Mark Gilvey(non-registered)
I'm tired of this "get it right in camera" mentality that some photographers have. Is it just new photographers or are the seasoned ones doing it as well? If that is what you are doing, then yes, you are in fact, are just capturing the moment and taking snapshots—that my friend doesn't make you a photographer. Today, photography does not stop at the click of the shutter; you have to take it from pixels to the presentation. Inbetween those points, you have to be able to get your message across to the viewer without just saying "oh, that's what it looked like when I was there." That is an excuse.

The software we use to do post-processing is our paintbrush. You can just export your "in camera" snapshots, or you can become a photographic artist and really harness the power to convince, beautify, or document with clarity. It's what is in your mind's eye that counts, for the bulk of your work. If you really want to be the purist, why bother with post-processing at all? I hear that mobile phones are good for that. Buying a DSLR won't add anything for you unless you want larger photos for printing.

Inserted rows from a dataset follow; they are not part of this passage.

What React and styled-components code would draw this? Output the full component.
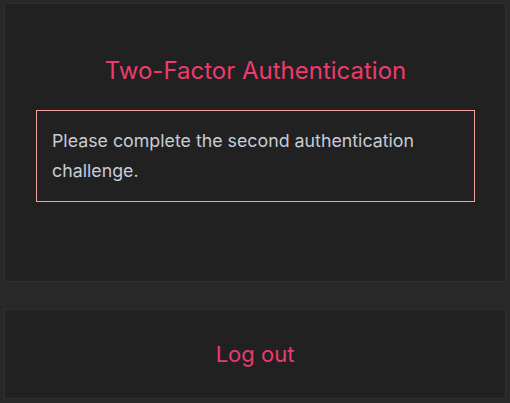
import React from 'react'
import styled, { createGlobalStyle } from 'styled-components'

const pageBg = '#282828'
const cardBg = '#212121'
const cardBorder = '#2f2f2f'
const accent = '#ee3a6e'
const salmon = '#f3a39b'
const textColor = '#c6ccd8'

const GlobalStyle = createGlobalStyle`
  html, body {
    margin: 0;
    padding: 0;
    background: ${pageBg};
  }
  body {
    font-family: Inter, "Noto Sans", sans-serif;
  }
`

const Page = styled.div`
  display: flex;
  flex-direction: column;
  gap: 27px;
  padding: 3px 4px 4px;
`

const Card = styled.section`
  background: ${cardBg};
  border: 1px solid ${cardBorder};
  display: flex;
  flex-direction: column;
  align-items: ${(p) => (p.$center ? 'center' : 'stretch')};
  justify-content: center;
  min-height: ${(p) => p.$minHeight || 'auto'};
  padding: ${(p) => p.$padding || '0'};
`

const Title = styled.h1`
  margin: 0 0 24px;
  font-size: 24px;
  line-height: 30px;
  font-weight: 400;
  color: ${accent};
  text-align: center;
`

const Notice = styled.div`
  border: 1px solid ${salmon};
  padding: 15px;
  font-size: 17.8px;
  line-height: 30px;
  color: ${textColor};
`

const LogOut = styled.a`
  font-size: 22px;
  line-height: 30px;
  color: ${accent};
  text-decoration: none;
  cursor: pointer;
`

export default function App() {
  return (
    <>
      <GlobalStyle />
      <Page>
        <Card $padding="52px 30px 79px 31px">
          <Title>Two-Factor Authentication</Title>
          <Notice>Please complete the second authentication challenge.</Notice>
        </Card>
        <Card $center $minHeight="88px">
          <LogOut>Log out</LogOut>
        </Card>
      </Page>
    </>
  )
}
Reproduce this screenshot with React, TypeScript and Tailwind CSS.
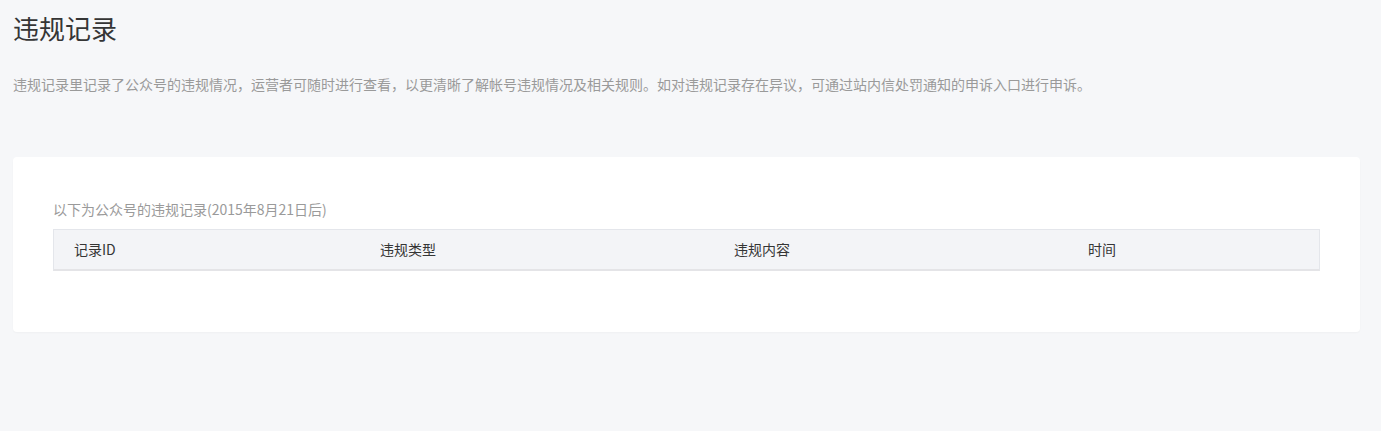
export default function App() {
  const font = { fontFamily: '"Noto Sans CJK SC", "Noto Sans", sans-serif' };
  return (
    <div className="min-h-[431px] w-full bg-[#f6f7f9] pl-[13px] pr-[21px]" style={font}>
      <div className="pt-[10px] h-[44px] text-[26px] leading-[36px] text-[#353535]">违规记录</div>
      <div className="mt-[30px] text-[14px] leading-[20px] text-[#9a9a9a]">
        违规记录里记录了公众号的违规情况，运营者可随时进行查看，以更清晰了解帐号违规情况及相关规则。如对违规记录存在异议，可通过站内信处罚通知的申诉入口进行申诉。
      </div>
      <div className="mt-[63px] bg-white rounded-[4px] px-[40px] pt-[43px] pb-[61px] shadow-[0_1px_2px_rgba(0,0,0,0.03)]">
        <div className="text-[14px] leading-[18px] text-[#9a9a9a] mb-[11px]">以下为公众号的违规记录(2015年8月21日后)</div>
        <div className="grid grid-cols-[306px_354px_354px_1fr] h-[42px] items-center bg-[#f3f4f7] border border-[#e4e6eb] border-b-2 border-b-[#e4e4e7] text-[14px] text-[#353535]">
          <div className="pl-[20px]">记录ID</div>
          <div className="pl-[20px]">违规类型</div>
          <div className="pl-[20px]">违规内容</div>
          <div className="pl-[20px]">时间</div>
        </div>
      </div>
    </div>
  );
}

Post-processing is our opportunity to control where the viewer's eye goes. Do you really want other people to see some of the garbage that gets captured in the frame; get it out of there if it doesn't sacrifice your composition or your statement. A "photographer" is more than just pushing a button. I totally get it if you are working in a total truth profession; as a photojournalist but even those guys/gals do some enhancement.

If you are using the camera as the start/ending point: ask yourself if you are utilizing the full power of this incredible art form or are you just making excuses for not learning the other ways of making your message clear and not just hoping.
What's happening, great internet site you've got here
Don Eaves(non-registered)
Bravo! Well said.
John Petro(non-registered)
Very well put, I agree 100%. If one considers one's photography to be art, then last I checked, there are not 'rules and regulations' in art. Journalism, perhaps documentary, yes, there are rules and guidelines, but after that, one is free to go where the spirit moves him or her. Of course once completed, the viewer is also free to admire, be unmoved, or dislike. Calling the creator of such a piece a 'liar' or 'cheater' is asinine, not to mention, in bad manners.
Sharon Horn(non-registered)
Lew ... as we talked by email I again want to say that I very much enjoyed your presentaton. I agree with other comments that it is a debate that, I'm sure, will go on and on. I do post-process my images because they are "my images" and I should have the right to have them look the way I want. I think it is a very individualized issue and each and every photographer should have the right to do what they want with their images. I don't think there is a right or wrong ... it is up to the creator of the image what they do with it. My issue from the presentation last Thursday was not with whether images are manipulated or not ... was not with whether images should be manipulated or not. My issue was with the way several people in attendance seemed to attack the presenter. It was said that one of those people is new to photography and was gathering information. That's wonderful and maybe they didn't mean to come across the way they did but it came across as horribly rude and almost confrontational and I've spoken to some people who were in attendance who felt the same way. When someone is a "guest speaker" they are just that ... a guest. A guest should be treated accordingly. I think questions are great, discussion encouraged and differing sides are not only good but informative to all but there is a kinder way to ask those questions, to start those discussions and to gain the information you are looking for. Because this presenter chooses to post-process his images is perfectly acceptable because they are his images and he chooses that method. If others choose not to, that's fine as well. That is their decision and their choice but NO ONE should be made to feel bad because of the choice they make. Guess that's about my two cents. Thanks for listening.